Short task: Quote all of the data exactly as given. Skip every picture it contains.

Dataset entries:
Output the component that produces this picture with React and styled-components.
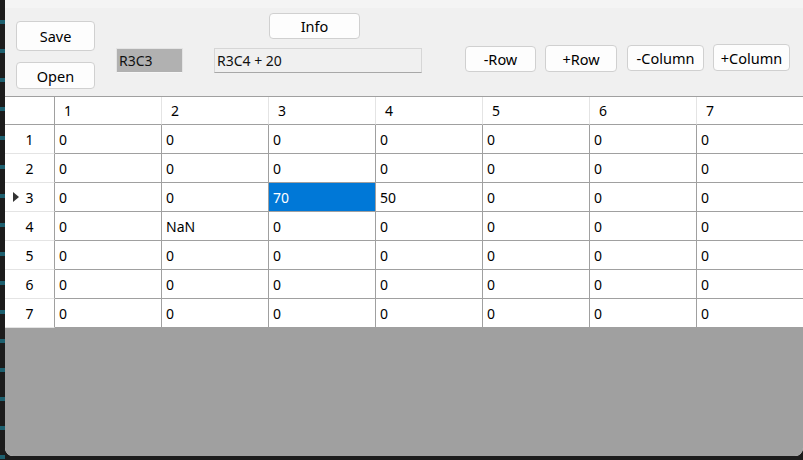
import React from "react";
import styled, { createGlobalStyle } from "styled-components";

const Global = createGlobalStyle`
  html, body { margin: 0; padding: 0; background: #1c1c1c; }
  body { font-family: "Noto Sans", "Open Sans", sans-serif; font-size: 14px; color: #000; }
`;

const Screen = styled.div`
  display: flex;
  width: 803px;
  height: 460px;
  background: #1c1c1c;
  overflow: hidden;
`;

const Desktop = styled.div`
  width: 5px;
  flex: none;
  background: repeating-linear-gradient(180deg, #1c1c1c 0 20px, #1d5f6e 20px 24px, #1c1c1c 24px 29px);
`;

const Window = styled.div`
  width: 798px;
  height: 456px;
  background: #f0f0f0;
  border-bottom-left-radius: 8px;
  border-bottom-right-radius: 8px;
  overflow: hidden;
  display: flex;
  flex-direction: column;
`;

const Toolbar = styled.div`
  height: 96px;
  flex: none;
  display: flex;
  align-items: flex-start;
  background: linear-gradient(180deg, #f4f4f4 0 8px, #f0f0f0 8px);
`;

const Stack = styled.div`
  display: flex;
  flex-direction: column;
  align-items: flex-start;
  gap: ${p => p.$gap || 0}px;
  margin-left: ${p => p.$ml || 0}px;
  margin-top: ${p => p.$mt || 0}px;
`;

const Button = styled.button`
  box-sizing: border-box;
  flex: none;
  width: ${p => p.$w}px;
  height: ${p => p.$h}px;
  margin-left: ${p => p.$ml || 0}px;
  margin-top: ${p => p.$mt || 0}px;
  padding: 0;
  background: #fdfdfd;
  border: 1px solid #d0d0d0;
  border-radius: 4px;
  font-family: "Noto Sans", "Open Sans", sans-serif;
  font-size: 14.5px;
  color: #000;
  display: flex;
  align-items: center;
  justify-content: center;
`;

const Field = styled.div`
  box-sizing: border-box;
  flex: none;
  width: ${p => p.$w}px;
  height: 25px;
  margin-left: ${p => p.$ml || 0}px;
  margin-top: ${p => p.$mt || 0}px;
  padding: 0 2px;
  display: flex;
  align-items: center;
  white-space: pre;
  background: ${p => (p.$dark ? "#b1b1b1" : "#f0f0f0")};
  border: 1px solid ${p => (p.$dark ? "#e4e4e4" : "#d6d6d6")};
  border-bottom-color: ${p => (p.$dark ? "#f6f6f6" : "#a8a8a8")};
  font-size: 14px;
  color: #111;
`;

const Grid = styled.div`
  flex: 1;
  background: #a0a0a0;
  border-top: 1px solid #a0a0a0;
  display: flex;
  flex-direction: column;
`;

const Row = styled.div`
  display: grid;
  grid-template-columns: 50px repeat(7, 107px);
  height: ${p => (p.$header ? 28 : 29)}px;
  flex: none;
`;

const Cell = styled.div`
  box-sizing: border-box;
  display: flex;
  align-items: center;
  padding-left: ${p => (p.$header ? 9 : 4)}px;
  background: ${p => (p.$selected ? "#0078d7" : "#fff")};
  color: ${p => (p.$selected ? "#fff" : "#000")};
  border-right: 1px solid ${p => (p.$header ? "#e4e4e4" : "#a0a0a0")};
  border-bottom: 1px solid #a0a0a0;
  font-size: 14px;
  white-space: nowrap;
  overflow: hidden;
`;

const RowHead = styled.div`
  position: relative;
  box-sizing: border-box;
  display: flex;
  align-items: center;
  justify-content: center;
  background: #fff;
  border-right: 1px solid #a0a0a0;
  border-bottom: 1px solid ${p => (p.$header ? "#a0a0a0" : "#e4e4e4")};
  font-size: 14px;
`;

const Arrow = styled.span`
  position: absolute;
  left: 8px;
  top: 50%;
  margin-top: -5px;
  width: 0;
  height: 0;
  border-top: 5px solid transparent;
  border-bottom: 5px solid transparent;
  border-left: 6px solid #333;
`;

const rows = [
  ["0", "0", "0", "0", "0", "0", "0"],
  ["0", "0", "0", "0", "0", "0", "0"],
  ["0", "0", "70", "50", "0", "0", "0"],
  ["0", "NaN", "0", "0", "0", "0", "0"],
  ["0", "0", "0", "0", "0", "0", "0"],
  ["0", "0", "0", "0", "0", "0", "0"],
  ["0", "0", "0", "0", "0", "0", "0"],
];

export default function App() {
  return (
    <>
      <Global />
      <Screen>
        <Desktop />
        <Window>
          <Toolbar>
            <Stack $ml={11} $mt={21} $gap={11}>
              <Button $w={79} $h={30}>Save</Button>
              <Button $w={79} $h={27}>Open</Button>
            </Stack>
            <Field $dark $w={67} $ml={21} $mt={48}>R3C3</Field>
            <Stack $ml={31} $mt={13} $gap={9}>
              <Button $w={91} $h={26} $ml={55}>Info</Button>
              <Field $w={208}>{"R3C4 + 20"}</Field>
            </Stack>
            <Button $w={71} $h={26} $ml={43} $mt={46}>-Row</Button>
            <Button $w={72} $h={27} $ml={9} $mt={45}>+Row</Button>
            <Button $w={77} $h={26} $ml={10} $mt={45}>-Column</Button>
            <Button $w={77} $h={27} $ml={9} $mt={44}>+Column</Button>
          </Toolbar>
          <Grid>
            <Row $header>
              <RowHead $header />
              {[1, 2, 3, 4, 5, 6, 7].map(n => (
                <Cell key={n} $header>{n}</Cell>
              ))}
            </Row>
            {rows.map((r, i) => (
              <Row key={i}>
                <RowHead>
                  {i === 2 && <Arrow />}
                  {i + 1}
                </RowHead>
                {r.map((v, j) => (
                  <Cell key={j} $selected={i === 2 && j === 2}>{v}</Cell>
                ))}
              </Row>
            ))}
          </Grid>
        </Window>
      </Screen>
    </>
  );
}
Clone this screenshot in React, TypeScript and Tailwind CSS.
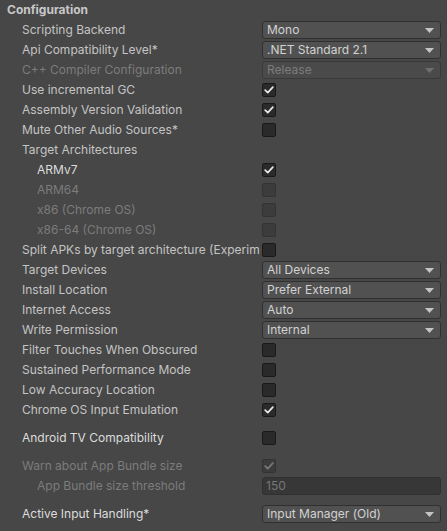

Answer to this problem:
Output the component that produces this picture with React and styled-components.
import React from "react";
import styled, { createGlobalStyle } from "styled-components";

const Global = createGlobalStyle`
  html, body { margin: 0; padding: 0; background: #1c1c1c; }
  body { font-family: "Noto Sans", "Open Sans", sans-serif; font-size: 14px; color: #000; }
`;

const Screen = styled.div`
  display: flex;
  width: 803px;
  height: 460px;
  background: #1c1c1c;
  overflow: hidden;
`;

const Desktop = styled.div`
  width: 5px;
  flex: none;
  background: repeating-linear-gradient(180deg, #1c1c1c 0 20px, #1d5f6e 20px 24px, #1c1c1c 24px 29px);
`;

const Window = styled.div`
  width: 798px;
  height: 456px;
  background: #f0f0f0;
  border-bottom-left-radius: 8px;
  border-bottom-right-radius: 8px;
  overflow: hidden;
  display: flex;
  flex-direction: column;
`;

const Toolbar = styled.div`
  height: 96px;
  flex: none;
  display: flex;
  align-items: flex-start;
  background: linear-gradient(180deg, #f4f4f4 0 8px, #f0f0f0 8px);
`;

const Stack = styled.div`
  display: flex;
  flex-direction: column;
  align-items: flex-start;
  gap: ${p => p.$gap || 0}px;
  margin-left: ${p => p.$ml || 0}px;
  margin-top: ${p => p.$mt || 0}px;
`;

const Button = styled.button`
  box-sizing: border-box;
  flex: none;
  width: ${p => p.$w}px;
  height: ${p => p.$h}px;
  margin-left: ${p => p.$ml || 0}px;
  margin-top: ${p => p.$mt || 0}px;
  padding: 0;
  background: #fdfdfd;
  border: 1px solid #d0d0d0;
  border-radius: 4px;
  font-family: "Noto Sans", "Open Sans", sans-serif;
  font-size: 14.5px;
  color: #000;
  display: flex;
  align-items: center;
  justify-content: center;
`;

const Field = styled.div`
  box-sizing: border-box;
  flex: none;
  width: ${p => p.$w}px;
  height: 25px;
  margin-left: ${p => p.$ml || 0}px;
  margin-top: ${p => p.$mt || 0}px;
  padding: 0 2px;
  display: flex;
  align-items: center;
  white-space: pre;
  background: ${p => (p.$dark ? "#b1b1b1" : "#f0f0f0")};
  border: 1px solid ${p => (p.$dark ? "#e4e4e4" : "#d6d6d6")};
  border-bottom-color: ${p => (p.$dark ? "#f6f6f6" : "#a8a8a8")};
  font-size: 14px;
  color: #111;
`;

const Grid = styled.div`
  flex: 1;
  background: #a0a0a0;
  border-top: 1px solid #a0a0a0;
  display: flex;
  flex-direction: column;
`;

const Row = styled.div`
  display: grid;
  grid-template-columns: 50px repeat(7, 107px);
  height: ${p => (p.$header ? 28 : 29)}px;
  flex: none;
`;

const Cell = styled.div`
  box-sizing: border-box;
  display: flex;
  align-items: center;
  padding-left: ${p => (p.$header ? 9 : 4)}px;
  background: ${p => (p.$selected ? "#0078d7" : "#fff")};
  color: ${p => (p.$selected ? "#fff" : "#000")};
  border-right: 1px solid ${p => (p.$header ? "#e4e4e4" : "#a0a0a0")};
  border-bottom: 1px solid #a0a0a0;
  font-size: 14px;
  white-space: nowrap;
  overflow: hidden;
`;

const RowHead = styled.div`
  position: relative;
  box-sizing: border-box;
  display: flex;
  align-items: center;
  justify-content: center;
  background: #fff;
  border-right: 1px solid #a0a0a0;
  border-bottom: 1px solid ${p => (p.$header ? "#a0a0a0" : "#e4e4e4")};
  font-size: 14px;
`;

const Arrow = styled.span`
  position: absolute;
  left: 8px;
  top: 50%;
  margin-top: -5px;
  width: 0;
  height: 0;
  border-top: 5px solid transparent;
  border-bottom: 5px solid transparent;
  border-left: 6px solid #333;
`;

const rows = [
  ["0", "0", "0", "0", "0", "0", "0"],
  ["0", "0", "0", "0", "0", "0", "0"],
  ["0", "0", "70", "50", "0", "0", "0"],
  ["0", "NaN", "0", "0", "0", "0", "0"],
  ["0", "0", "0", "0", "0", "0", "0"],
  ["0", "0", "0", "0", "0", "0", "0"],
  ["0", "0", "0", "0", "0", "0", "0"],
];

export default function App() {
  return (
    <>
      <Global />
      <Screen>
        <Desktop />
        <Window>
          <Toolbar>
            <Stack $ml={11} $mt={21} $gap={11}>
              <Button $w={79} $h={30}>Save</Button>
              <Button $w={79} $h={27}>Open</Button>
            </Stack>
            <Field $dark $w={67} $ml={21} $mt={48}>R3C3</Field>
            <Stack $ml={31} $mt={13} $gap={9}>
              <Button $w={91} $h={26} $ml={55}>Info</Button>
              <Field $w={208}>{"R3C4 + 20"}</Field>
            </Stack>
            <Button $w={71} $h={26} $ml={43} $mt={46}>-Row</Button>
            <Button $w={72} $h={27} $ml={9} $mt={45}>+Row</Button>
            <Button $w={77} $h={26} $ml={10} $mt={45}>-Column</Button>
            <Button $w={77} $h={27} $ml={9} $mt={44}>+Column</Button>
          </Toolbar>
          <Grid>
            <Row $header>
              <RowHead $header />
              {[1, 2, 3, 4, 5, 6, 7].map(n => (
                <Cell key={n} $header>{n}</Cell>
              ))}
            </Row>
            {rows.map((r, i) => (
              <Row key={i}>
                <RowHead>
                  {i === 2 && <Arrow />}
                  {i + 1}
                </RowHead>
                {r.map((v, j) => (
                  <Cell key={j} $selected={i === 2 && j === 2}>{v}</Cell>
                ))}
              </Row>
            ))}
          </Grid>
        </Window>
      </Screen>
    </>
  );
}
Clone this screenshot in React, TypeScript and Tailwind CSS.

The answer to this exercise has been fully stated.